[begin Extracted records]

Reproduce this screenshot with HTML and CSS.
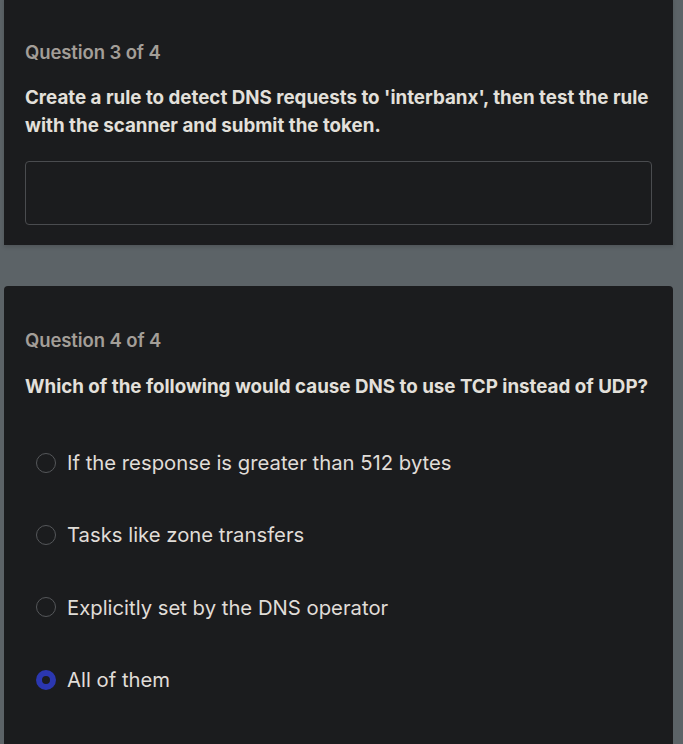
FILE: index.html
```html
<!DOCTYPE html>
<html>
<head>
<meta charset="utf-8">
<link rel="stylesheet" href="styles.css">
</head>
<body>
<main class="page">
  <section class="card card-first">
    <div class="q-label">Question 3 of 4</div>
    <div class="q-text">Create a rule to detect DNS requests to 'interbanx', then test the rule with the scanner and submit the token.</div>
    <input class="answer" type="text">
  </section>
  <section class="card card-second">
    <div class="q-label">Question 4 of 4</div>
    <div class="q-text">Which of the following would cause DNS to use TCP instead of UDP?</div>
    <ul class="options">
      <li class="option"><span class="radio"></span><span class="opt-text">If the response is greater than 512 bytes</span></li>
      <li class="option"><span class="radio"></span><span class="opt-text">Tasks like zone transfers</span></li>
      <li class="option"><span class="radio"></span><span class="opt-text">Explicitly set by the DNS operator</span></li>
      <li class="option"><span class="radio checked"></span><span class="opt-text">All of them</span></li>
    </ul>
  </section>
</main>
</body>
</html>
```

FILE: styles.css
```css
html, body {
  margin: 0;
  padding: 0;
  background: #5c6367;
  font-family: Inter, "Noto Sans", sans-serif;
  height: 744px;
  overflow: hidden;
}
.page {
  display: flex;
  flex-direction: column;
  gap: 41px;
  padding: 0 10px 0 4px;
}
.card {
  background: #1b1c1e;
  padding: 42px 21px 20px 21px;
  display: flex;
  flex-direction: column;
}
.card-first {
  margin-top: -3px;
  box-shadow: 0 2px 4px rgba(0,0,0,0.15);
}
.card-second {
  border-radius: 4px 4px 0 0;
  padding-top: 41px;
  min-height: 600px;
}
.q-label {
  font-size: 18.5px;
  font-weight: 600;
  line-height: 26px;
  color: #a39e98;
  letter-spacing: -0.1px;
}
.q-text {
  margin-top: 19px;
  font-size: 18.75px;
  font-weight: 700;
  line-height: 28px;
  color: #e3e0db;
}
.card-second .q-text {
  margin-top: 20px;
}
.answer {
  margin-top: 21px;
  height: 64px;
  box-sizing: border-box;
  border: 1px solid #4a4c4f;
  border-radius: 4px;
  background: #1b1c1e;
  outline: none;
}
.options {
  list-style: none;
  margin: 48px 0 0 0;
  padding: 0 0 0 11px;
  display: flex;
  flex-direction: column;
  gap: 45.4px;
}
.option {
  display: flex;
  align-items: center;
  gap: 11px;
  height: 27px;
}
.radio {
  width: 20px;
  height: 20px;
  box-sizing: border-box;
  border: 1px solid #55575a;
  border-radius: 50%;
  flex: none;
}
.radio.checked {
  border: 6px solid #2b37b0;
  background: #1b1c1e;
}
.opt-text {
  font-size: 20.3px;
  line-height: 27px;
  color: #e0ddd8;
}
```
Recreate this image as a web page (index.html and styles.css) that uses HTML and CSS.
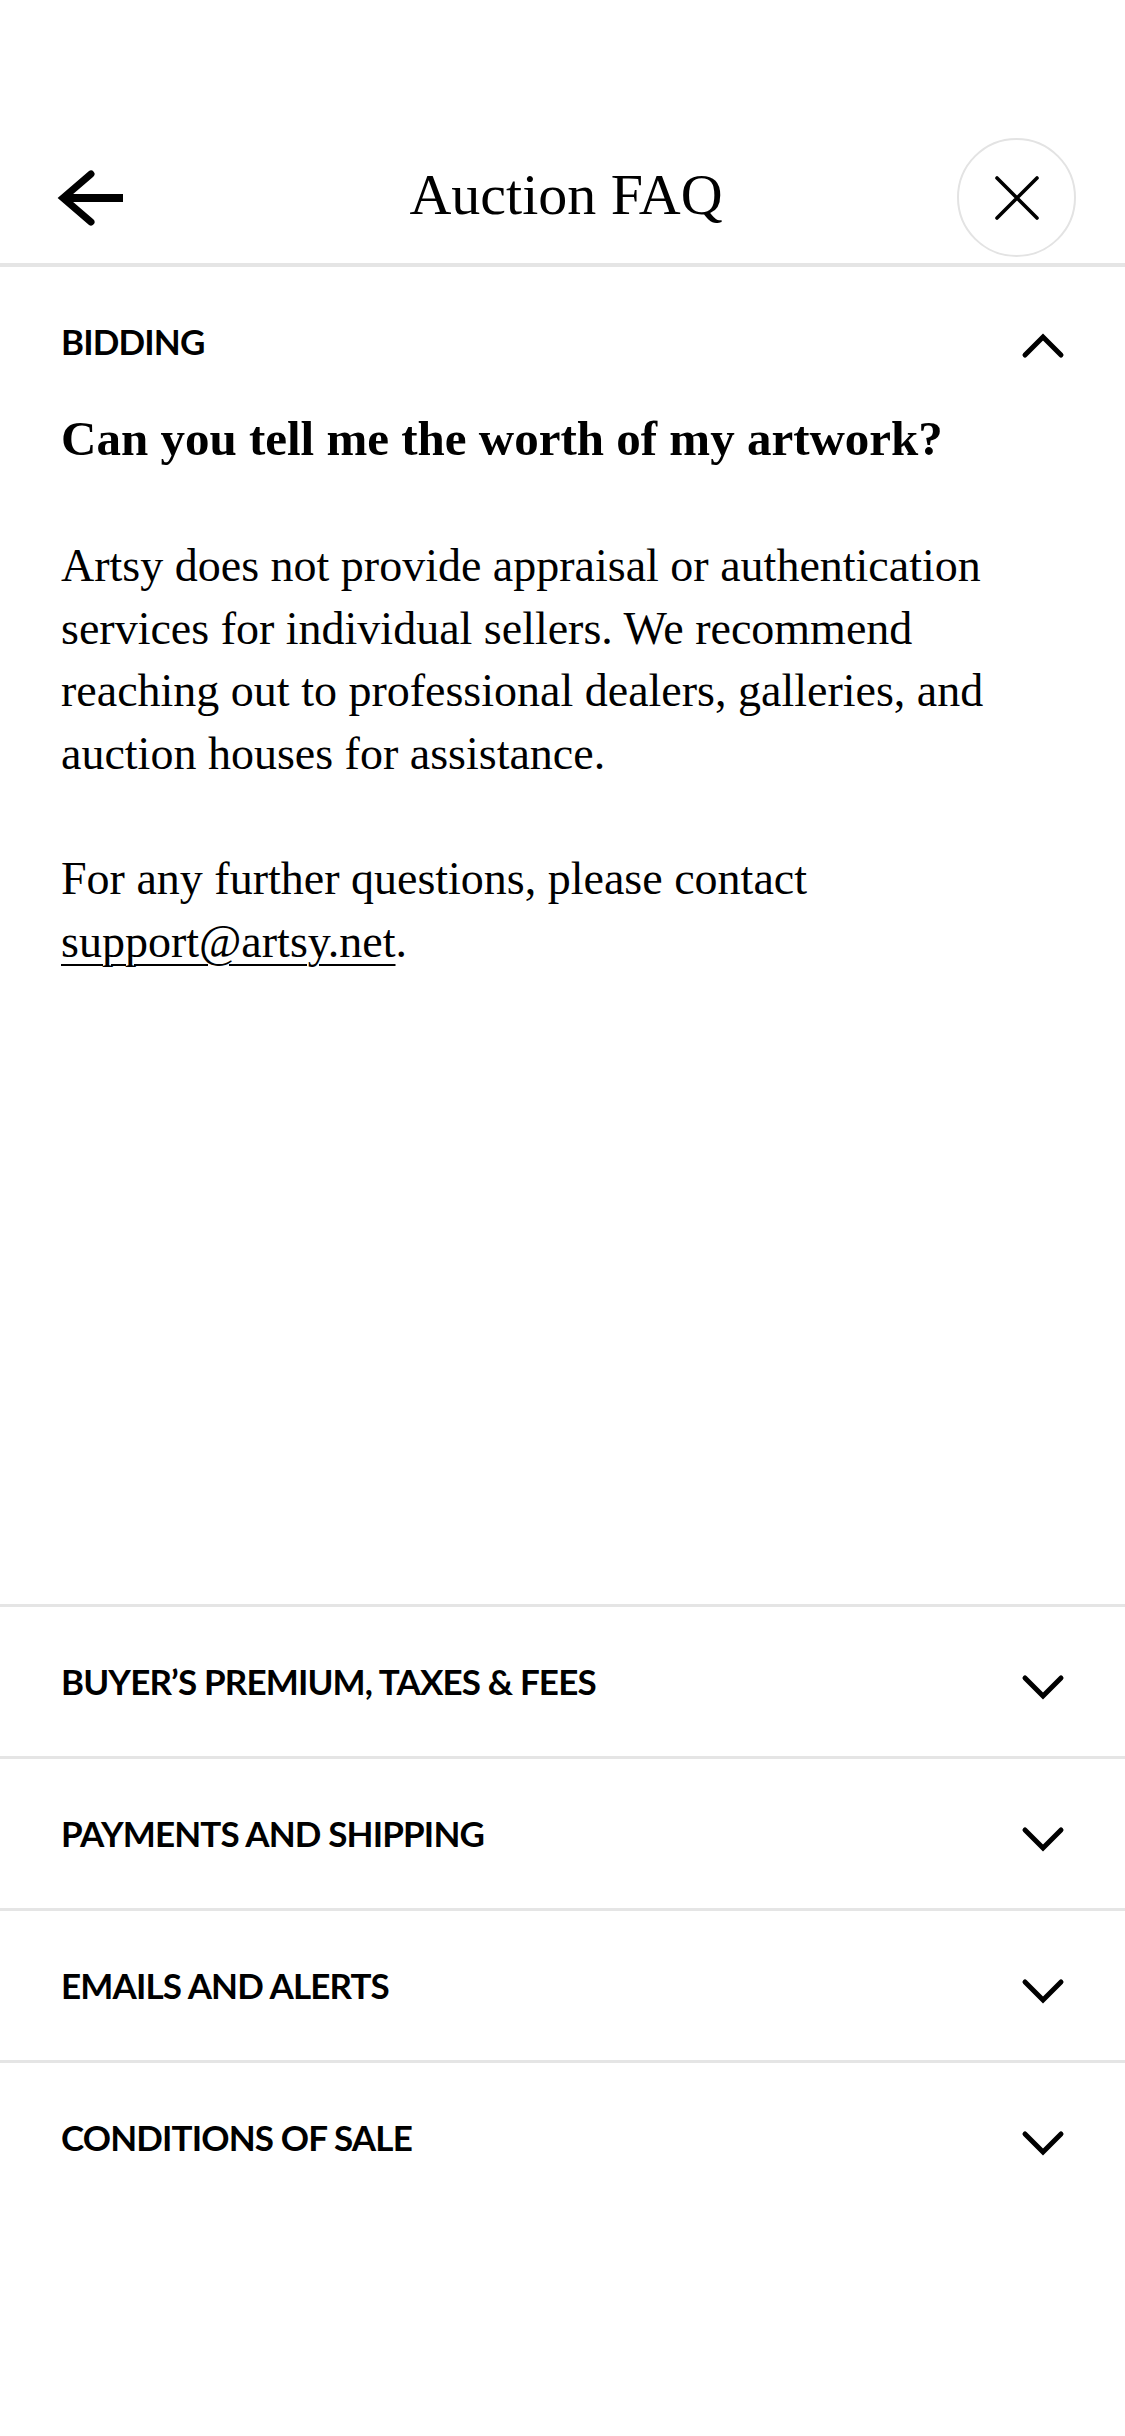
FILE: index.html
```html
<!DOCTYPE html>
<html lang="en">
<head>
<meta charset="utf-8">
<title>Auction FAQ</title>
<link rel="stylesheet" href="styles.css">
</head>
<body>
<div class="page">
  <header class="header">
    <button class="back" aria-label="Back">
      <svg width="68" height="56" viewBox="0 0 68 56"><path d="M34 4 L6 28 L34 52" fill="none" stroke="#000" stroke-width="7" stroke-linecap="round" stroke-linejoin="miter"/><path d="M8 28 H66" stroke="#000" stroke-width="8"/></svg>
    </button>
    <h1 class="title">Auction FAQ</h1>
    <div class="right">
      <button class="close" aria-label="Close">
        <svg width="44" height="44" viewBox="0 0 44 44"><path d="M2 2 L42 42 M42 2 L2 42" stroke="#000" stroke-width="3.6" stroke-linecap="round"/></svg>
      </button>
    </div>
  </header>

  <section class="section open">
    <div class="section-head">
      <span class="section-title">BIDDING</span>
      <svg class="chev" width="44" height="26" viewBox="0 0 44 26"><path d="M4 22 L22 4 L40 22" fill="none" stroke="#000" stroke-width="5" stroke-linecap="round"/></svg>
    </div>
    <div class="answer">
      <h2 class="question">Can you tell me the worth of my artwork?</h2>
      <p class="para">Artsy does not provide appraisal or authentication services for individual sellers. We recommend reaching out to professional dealers, galleries, and auction houses for assistance.</p>
      <p class="para">For any further questions, please contact <a class="link" href="#">support@artsy.net</a>.</p>
    </div>
  </section>

  <section class="section">
    <div class="section-head">
      <span class="section-title">BUYER’S PREMIUM, TAXES &amp; FEES</span>
      <svg class="chev" width="44" height="26" viewBox="0 0 44 26"><path d="M4 4 L22 22 L40 4" fill="none" stroke="#000" stroke-width="5" stroke-linecap="round"/></svg>
    </div>
  </section>
  <section class="section">
    <div class="section-head">
      <span class="section-title">PAYMENTS AND SHIPPING</span>
      <svg class="chev" width="44" height="26" viewBox="0 0 44 26"><path d="M4 4 L22 22 L40 4" fill="none" stroke="#000" stroke-width="5" stroke-linecap="round"/></svg>
    </div>
  </section>
  <section class="section">
    <div class="section-head">
      <span class="section-title">EMAILS AND ALERTS</span>
      <svg class="chev" width="44" height="26" viewBox="0 0 44 26"><path d="M4 4 L22 22 L40 4" fill="none" stroke="#000" stroke-width="5" stroke-linecap="round"/></svg>
    </div>
  </section>
  <section class="section">
    <div class="section-head">
      <span class="section-title">CONDITIONS OF SALE</span>
      <svg class="chev" width="44" height="26" viewBox="0 0 44 26"><path d="M4 4 L22 22 L40 4" fill="none" stroke="#000" stroke-width="5" stroke-linecap="round"/></svg>
    </div>
  </section>
</div>
</body>
</html>
```

FILE: styles.css
```css
* { box-sizing: border-box; }
html, body { margin: 0; padding: 0; background: #fff; }
body { color: #000; font-family: "Liberation Serif", "Times New Roman", serif; }

.page {
  width: 1125px;
  height: 2436px;
  display: flex;
  flex-direction: column;
  padding-top: 132px;
  padding-bottom: 224px;
}

.header {
  height: 135px;
  flex: none;
  display: grid;
  grid-template-columns: 1fr auto 1fr;
  align-items: center;
  padding: 0 49px 0 56px;
  border-bottom: 4px solid #e5e5e5;
}
.back, .close {
  background: none;
  border: 0;
  padding: 0;
  margin: 0;
  cursor: pointer;
  display: flex;
  align-items: center;
  justify-content: center;
}
.back { justify-self: start; width: 70px; height: 60px; }
.right { justify-self: end; display: flex; }
.close {
  width: 119px;
  height: 119px;
  border-radius: 50%;
  border: 2px solid #e3e3e3;
}
.title {
  margin: 0 0 6px;
  font-weight: 400;
  font-size: 58px;
  line-height: 1;
  letter-spacing: 0;
}

.section { flex: none; border-top: 3px solid #e5e5e5; }
.section.open { flex: 1; border-top: 0; }
.section-head {
  height: 149px;
  display: flex;
  align-items: center;
  justify-content: space-between;
  padding: 0 60px 0 61px;
}
.section.open .section-head { height: 142px; padding-top: 6px; }
.section-title {
  font-family: Lato, "Noto Sans", sans-serif;
  font-weight: 700;
  font-size: 35px;
  line-height: 1;
  letter-spacing: -0.85px;
}
.chev { margin-top: 10px; }

.answer { padding: 0 61px; }
.question {
  margin: 0;
  font-size: 49px;
  line-height: 59px;
  font-weight: 700;
}
.para {
  margin: 67px 0 0;
  font-size: 46px;
  line-height: 62.5px;
}
.para + .para { margin-top: 63px; }
.link {
  color: #000;
  text-decoration: underline;
  text-decoration-thickness: 2px;
  text-underline-offset: 7px;
}
```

[end Extracted records]

> [Set problem]: Find each line holding the string "this" and copy it out.

> [In response]:
Reproduce this screenshot with HTML and CSS.
Recreate this image as a web page (index.html and styles.css) that uses HTML and CSS.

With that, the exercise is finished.